With the images removed, repeat the data below exactly.
* * * * * * *
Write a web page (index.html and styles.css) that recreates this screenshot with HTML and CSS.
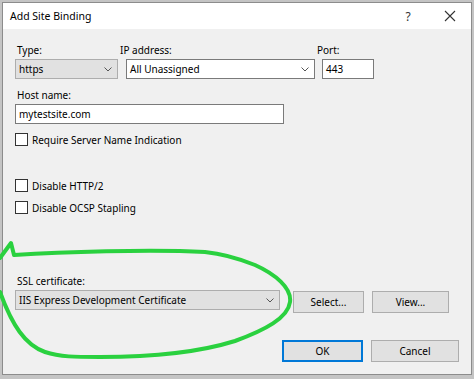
FILE: index.html
```html
<!DOCTYPE html>
<html lang="en">

<head>
  <meta charset="UTF-8">
  <title>Add Site Binding</title>
  <link rel="stylesheet" href="styles.css">
</head>

<body>
  <!-- The dialog window -->
  <div class="dialog">

    <!-- Title bar with help and close buttons -->
    <div class="titlebar">
      <span class="title">Add Site Binding</span>
      <span class="title-btn">?</span>
      <span class="title-btn">
        <svg width="12" height="12" viewBox="0 0 12 12"><path d="M1 1 L11 11 M11 1 L1 11" stroke="#333" stroke-width="1.1" fill="none"/></svg>
      </span>
    </div>

    <div class="content">

      <!-- Type / IP address / Port -->
      <div class="top-row">
        <div class="field">
          <label>Type:</label>
          <div class="combo combo-gray type-combo">
            <span>https</span>
            <svg class="chev" width="8" height="5" viewBox="0 0 8 5"><path d="M0.5 0.5 L4 4 L7.5 0.5" stroke="#555" fill="none"/></svg>
          </div>
        </div>
        <div class="field">
          <label>IP address:</label>
          <div class="combo ip-combo">
            <span>All Unassigned</span>
            <svg class="chev" width="8" height="5" viewBox="0 0 8 5"><path d="M0.5 0.5 L4 4 L7.5 0.5" stroke="#555" fill="none"/></svg>
          </div>
        </div>
        <div class="field">
          <label>Port:</label>
          <div class="textbox port-box">443</div>
        </div>
      </div>

      <!-- Host name -->
      <div class="field host-field">
        <label>Host name:</label>
        <div class="textbox host-box">mytestsite.com</div>
      </div>

      <!-- Checkboxes -->
      <div class="check check-sni"><span class="box"></span>Require Server Name Indication</div>
      <div class="check check-http2"><span class="box"></span>Disable HTTP/2</div>
      <div class="check check-ocsp"><span class="box"></span>Disable OCSP Stapling</div>

      <!-- SSL certificate -->
      <div class="ssl-row">
        <div class="field">
          <label class="ssl-label">SSL certificate:</label>
          <div class="combo combo-gray ssl-combo">
            <span>IIS Express Development Certificate</span>
            <svg class="chev" width="8" height="5" viewBox="0 0 8 5"><path d="M0.5 0.5 L4 4 L7.5 0.5" stroke="#555" fill="none"/></svg>
          </div>
        </div>
        <div class="btn btn-select">Select...</div>
        <div class="btn btn-view">View...</div>
      </div>

      <!-- OK / Cancel -->
      <div class="actions">
        <div class="btn btn-ok">OK</div>
        <div class="btn btn-cancel">Cancel</div>
      </div>
    </div>
  </div>

  <!-- The green hand-drawn circle lies over the dialog -->
  <svg class="scribble" width="474" height="379" viewBox="0 0 474 379">
    <path d="M0 258 L11 243 L14 255 C60 252, 150 249, 205 252 C225 254, 240 259, 255 265 C275 274, 292 288, 290 302 C288 318, 265 330, 235 341 C200 352, 150 357, 100 357 C75 357, 60 357, 45 352 C25 345, 12 325, 0 292"
      stroke="#2ad13f" stroke-width="4" fill="none" stroke-linecap="round" stroke-linejoin="round"/>
  </svg>
</body>

</html>
```

FILE: styles.css
```css
/* Page background behind the dialog */
body {
  margin: 0;
  padding: 2px 0 0 2px;
  width: 474px;
  height: 379px;
  box-sizing: border-box;
  background-color: #c4c4c4;
  font-family: "Noto Sans", Arial, sans-serif;
  font-size: 10px;
  color: #000;
  overflow: hidden;
}

/* The dialog window itself */
.dialog {
  width: 470px;
  height: 373px;
  box-sizing: border-box;
  border: 1px solid #8c8c8c;
  background-color: #f0f0f0;
}

/* Title bar */
.titlebar {
  height: 26px;
  display: flex;
  align-items: center;
  background-color: #fff;
}

.title {
  flex: 1;
  padding-left: 7px;
  font-size: 10.5px;
}

.title-btn {
  width: 42px;
  height: 26px;
  display: flex;
  align-items: center;
  justify-content: center;
  font-size: 12px;
  color: #333;
}

/* Body of the dialog */
.content {
  padding: 14px 12px 0 12px;
}

.top-row {
  display: flex;
}

.field label {
  display: block;
  height: 14px;
  line-height: 14px;
  padding-left: 2px;
  margin-bottom: 2px;
}

/* Combo boxes and text boxes */
.combo,
.textbox {
  height: 20px;
  box-sizing: border-box;
  display: flex;
  align-items: center;
  padding-left: 3px;
}

.combo span {
  flex: 1;
}

.combo .chev {
  margin-right: 5px;
}

.combo-gray {
  background-color: #e1e1e1;
  border: 1px solid #adadad;
}

.ip-combo,
.textbox {
  background-color: #fff;
  border: 1px solid #7a7a7a;
}

.type-combo {
  width: 103px;
}

.ip-combo {
  width: 189px;
  margin-left: 8px;
}

.port-box {
  width: 52px;
  margin-left: 7px;
}

.host-field {
  margin-top: 9px;
}

.host-box {
  width: 269px;
}

/* Check boxes */
.check {
  display: flex;
  align-items: center;
  height: 13px;
}

.check .box {
  width: 13px;
  height: 13px;
  box-sizing: border-box;
  border: 1px solid #333;
  background-color: #fff;
  margin-right: 4px;
}

.check-sni {
  margin-top: 9px;
}

.check-http2 {
  margin-top: 33px;
}

.check-ocsp {
  margin-top: 9px;
}

/* SSL certificate row */
.ssl-row {
  display: flex;
  align-items: flex-end;
  margin-top: 60px;
}

.ssl-label {
  margin-bottom: 2px;
}

.ssl-combo {
  width: 265px;
}

/* Buttons */
.btn {
  height: 22px;
  box-sizing: border-box;
  display: flex;
  align-items: center;
  justify-content: center;
  background-color: #e1e1e1;
  border: 1px solid #adadad;
}

.btn-select {
  width: 71px;
  margin-left: 13px;
  margin-bottom: -3px;
}

.btn-view {
  width: 77px;
  margin-left: 8px;
  margin-bottom: -3px;
}

.actions {
  display: flex;
  justify-content: flex-end;
  margin-top: 30px;
}

.btn-ok {
  width: 81px;
  border: 2px solid #0078d7;
}

.btn-cancel {
  width: 88px;
  margin-left: 8px;
}

/* Overlay with the hand-drawn marker */
.scribble {
  position: absolute;
  top: 0;
  left: 0;
  pointer-events: none;
}
```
* * * * * * *
▶ **Response below**
Write a web page (index.html and styles.css) that recreates this screenshot with HTML and CSS.
FILE: index.html
```html
<!DOCTYPE html>
<html lang="en">

<head>
  <meta charset="UTF-8">
  <title>Add Site Binding</title>
  <link rel="stylesheet" href="styles.css">
</head>

<body>
  <!-- The dialog window -->
  <div class="dialog">

    <!-- Title bar with help and close buttons -->
    <div class="titlebar">
      <span class="title">Add Site Binding</span>
      <span class="title-btn">?</span>
      <span class="title-btn">
        <svg width="12" height="12" viewBox="0 0 12 12"><path d="M1 1 L11 11 M11 1 L1 11" stroke="#333" stroke-width="1.1" fill="none"/></svg>
      </span>
    </div>

    <div class="content">

      <!-- Type / IP address / Port -->
      <div class="top-row">
        <div class="field">
          <label>Type:</label>
          <div class="combo combo-gray type-combo">
            <span>https</span>
            <svg class="chev" width="8" height="5" viewBox="0 0 8 5"><path d="M0.5 0.5 L4 4 L7.5 0.5" stroke="#555" fill="none"/></svg>
          </div>
        </div>
        <div class="field">
          <label>IP address:</label>
          <div class="combo ip-combo">
            <span>All Unassigned</span>
            <svg class="chev" width="8" height="5" viewBox="0 0 8 5"><path d="M0.5 0.5 L4 4 L7.5 0.5" stroke="#555" fill="none"/></svg>
          </div>
        </div>
        <div class="field">
          <label>Port:</label>
          <div class="textbox port-box">443</div>
        </div>
      </div>

      <!-- Host name -->
      <div class="field host-field">
        <label>Host name:</label>
        <div class="textbox host-box">mytestsite.com</div>
      </div>

      <!-- Checkboxes -->
      <div class="check check-sni"><span class="box"></span>Require Server Name Indication</div>
      <div class="check check-http2"><span class="box"></span>Disable HTTP/2</div>
      <div class="check check-ocsp"><span class="box"></span>Disable OCSP Stapling</div>

      <!-- SSL certificate -->
      <div class="ssl-row">
        <div class="field">
          <label class="ssl-label">SSL certificate:</label>
          <div class="combo combo-gray ssl-combo">
            <span>IIS Express Development Certificate</span>
            <svg class="chev" width="8" height="5" viewBox="0 0 8 5"><path d="M0.5 0.5 L4 4 L7.5 0.5" stroke="#555" fill="none"/></svg>
          </div>
        </div>
        <div class="btn btn-select">Select...</div>
        <div class="btn btn-view">View...</div>
      </div>

      <!-- OK / Cancel -->
      <div class="actions">
        <div class="btn btn-ok">OK</div>
        <div class="btn btn-cancel">Cancel</div>
      </div>
    </div>
  </div>

  <!-- The green hand-drawn circle lies over the dialog -->
  <svg class="scribble" width="474" height="379" viewBox="0 0 474 379">
    <path d="M0 258 L11 243 L14 255 C60 252, 150 249, 205 252 C225 254, 240 259, 255 265 C275 274, 292 288, 290 302 C288 318, 265 330, 235 341 C200 352, 150 357, 100 357 C75 357, 60 357, 45 352 C25 345, 12 325, 0 292"
      stroke="#2ad13f" stroke-width="4" fill="none" stroke-linecap="round" stroke-linejoin="round"/>
  </svg>
</body>

</html>
```

FILE: styles.css
```css
/* Page background behind the dialog */
body {
  margin: 0;
  padding: 2px 0 0 2px;
  width: 474px;
  height: 379px;
  box-sizing: border-box;
  background-color: #c4c4c4;
  font-family: "Noto Sans", Arial, sans-serif;
  font-size: 10px;
  color: #000;
  overflow: hidden;
}

/* The dialog window itself */
.dialog {
  width: 470px;
  height: 373px;
  box-sizing: border-box;
  border: 1px solid #8c8c8c;
  background-color: #f0f0f0;
}

/* Title bar */
.titlebar {
  height: 26px;
  display: flex;
  align-items: center;
  background-color: #fff;
}

.title {
  flex: 1;
  padding-left: 7px;
  font-size: 10.5px;
}

.title-btn {
  width: 42px;
  height: 26px;
  display: flex;
  align-items: center;
  justify-content: center;
  font-size: 12px;
  color: #333;
}

/* Body of the dialog */
.content {
  padding: 14px 12px 0 12px;
}

.top-row {
  display: flex;
}

.field label {
  display: block;
  height: 14px;
  line-height: 14px;
  padding-left: 2px;
  margin-bottom: 2px;
}

/* Combo boxes and text boxes */
.combo,
.textbox {
  height: 20px;
  box-sizing: border-box;
  display: flex;
  align-items: center;
  padding-left: 3px;
}

.combo span {
  flex: 1;
}

.combo .chev {
  margin-right: 5px;
}

.combo-gray {
  background-color: #e1e1e1;
  border: 1px solid #adadad;
}

.ip-combo,
.textbox {
  background-color: #fff;
  border: 1px solid #7a7a7a;
}

.type-combo {
  width: 103px;
}

.ip-combo {
  width: 189px;
  margin-left: 8px;
}

.port-box {
  width: 52px;
  margin-left: 7px;
}

.host-field {
  margin-top: 9px;
}

.host-box {
  width: 269px;
}

/* Check boxes */
.check {
  display: flex;
  align-items: center;
  height: 13px;
}

.check .box {
  width: 13px;
  height: 13px;
  box-sizing: border-box;
  border: 1px solid #333;
  background-color: #fff;
  margin-right: 4px;
}

.check-sni {
  margin-top: 9px;
}

.check-http2 {
  margin-top: 33px;
}

.check-ocsp {
  margin-top: 9px;
}

/* SSL certificate row */
.ssl-row {
  display: flex;
  align-items: flex-end;
  margin-top: 60px;
}

.ssl-label {
  margin-bottom: 2px;
}

.ssl-combo {
  width: 265px;
}

/* Buttons */
.btn {
  height: 22px;
  box-sizing: border-box;
  display: flex;
  align-items: center;
  justify-content: center;
  background-color: #e1e1e1;
  border: 1px solid #adadad;
}

.btn-select {
  width: 71px;
  margin-left: 13px;
  margin-bottom: -3px;
}

.btn-view {
  width: 77px;
  margin-left: 8px;
  margin-bottom: -3px;
}

.actions {
  display: flex;
  justify-content: flex-end;
  margin-top: 30px;
}

.btn-ok {
  width: 81px;
  border: 2px solid #0078d7;
}

.btn-cancel {
  width: 88px;
  margin-left: 8px;
}

/* Overlay with the hand-drawn marker */
.scribble {
  position: absolute;
  top: 0;
  left: 0;
  pointer-events: none;
}
```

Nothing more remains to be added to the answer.